Pictures are not part of the copy. Retype the lines from the first one through the line that contains "React.ReactNode; checked?: boolean".
--- begin ---
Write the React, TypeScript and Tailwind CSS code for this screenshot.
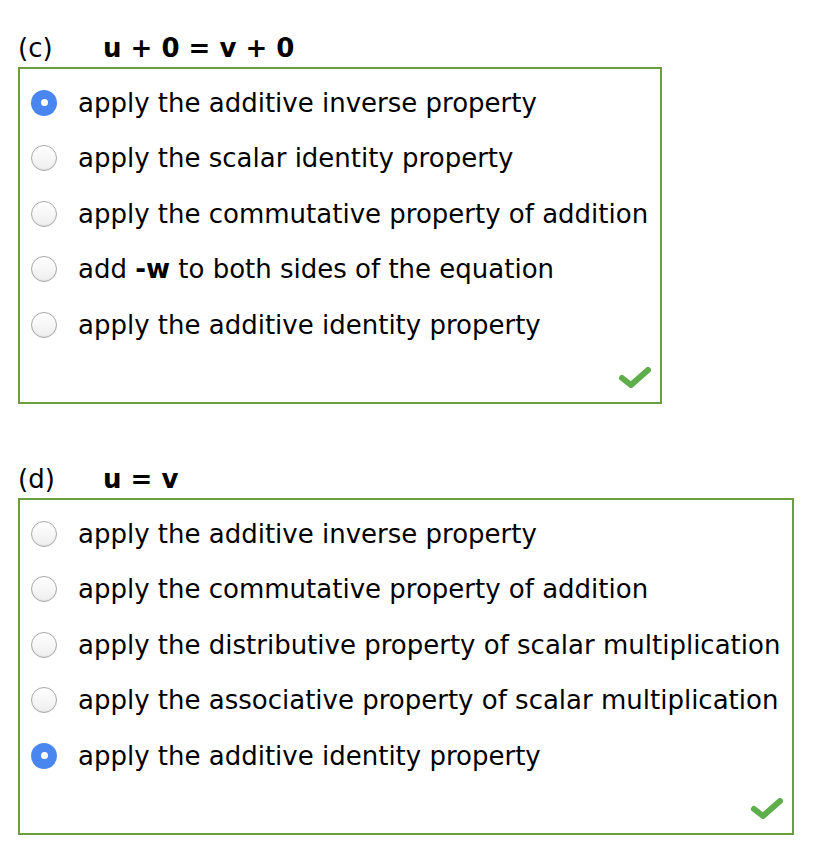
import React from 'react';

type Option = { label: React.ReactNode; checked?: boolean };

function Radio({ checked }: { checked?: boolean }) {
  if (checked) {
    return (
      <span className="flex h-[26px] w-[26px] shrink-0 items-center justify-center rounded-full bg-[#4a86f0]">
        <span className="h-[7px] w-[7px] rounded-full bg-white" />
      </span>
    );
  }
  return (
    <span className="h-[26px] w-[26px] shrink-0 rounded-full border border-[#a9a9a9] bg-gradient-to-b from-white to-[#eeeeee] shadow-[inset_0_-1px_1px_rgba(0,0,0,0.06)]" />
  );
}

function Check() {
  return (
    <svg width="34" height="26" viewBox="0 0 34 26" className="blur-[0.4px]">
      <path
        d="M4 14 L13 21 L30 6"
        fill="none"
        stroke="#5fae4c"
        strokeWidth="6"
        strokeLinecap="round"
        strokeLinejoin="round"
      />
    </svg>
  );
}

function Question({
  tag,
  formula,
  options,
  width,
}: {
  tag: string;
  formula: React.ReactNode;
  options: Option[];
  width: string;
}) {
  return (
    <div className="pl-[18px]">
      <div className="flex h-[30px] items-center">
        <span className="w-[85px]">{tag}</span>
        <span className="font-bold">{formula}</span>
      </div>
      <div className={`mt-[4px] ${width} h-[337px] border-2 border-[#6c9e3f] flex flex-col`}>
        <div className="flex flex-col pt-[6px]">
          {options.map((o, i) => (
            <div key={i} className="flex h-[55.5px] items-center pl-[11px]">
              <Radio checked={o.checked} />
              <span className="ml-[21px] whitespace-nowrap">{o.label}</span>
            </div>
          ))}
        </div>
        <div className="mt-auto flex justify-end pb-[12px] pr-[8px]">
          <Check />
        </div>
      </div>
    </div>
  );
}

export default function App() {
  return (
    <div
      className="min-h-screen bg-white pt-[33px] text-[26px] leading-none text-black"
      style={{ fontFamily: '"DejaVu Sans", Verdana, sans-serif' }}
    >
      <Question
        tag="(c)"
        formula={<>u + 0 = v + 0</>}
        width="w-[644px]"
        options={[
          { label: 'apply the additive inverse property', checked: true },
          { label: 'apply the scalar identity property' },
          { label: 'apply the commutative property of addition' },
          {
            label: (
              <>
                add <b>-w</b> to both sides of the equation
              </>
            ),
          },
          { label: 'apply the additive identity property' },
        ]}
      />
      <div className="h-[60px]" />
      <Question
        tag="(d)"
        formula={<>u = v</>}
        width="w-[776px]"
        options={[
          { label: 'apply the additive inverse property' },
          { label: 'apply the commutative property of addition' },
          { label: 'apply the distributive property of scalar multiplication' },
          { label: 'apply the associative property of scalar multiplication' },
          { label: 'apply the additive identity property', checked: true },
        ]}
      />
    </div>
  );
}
--- end ---
# Reply to the exercise
Write the React, TypeScript and Tailwind CSS code for this screenshot.
import React from 'react';

type Option = { label: React.ReactNode; checked?: boolean };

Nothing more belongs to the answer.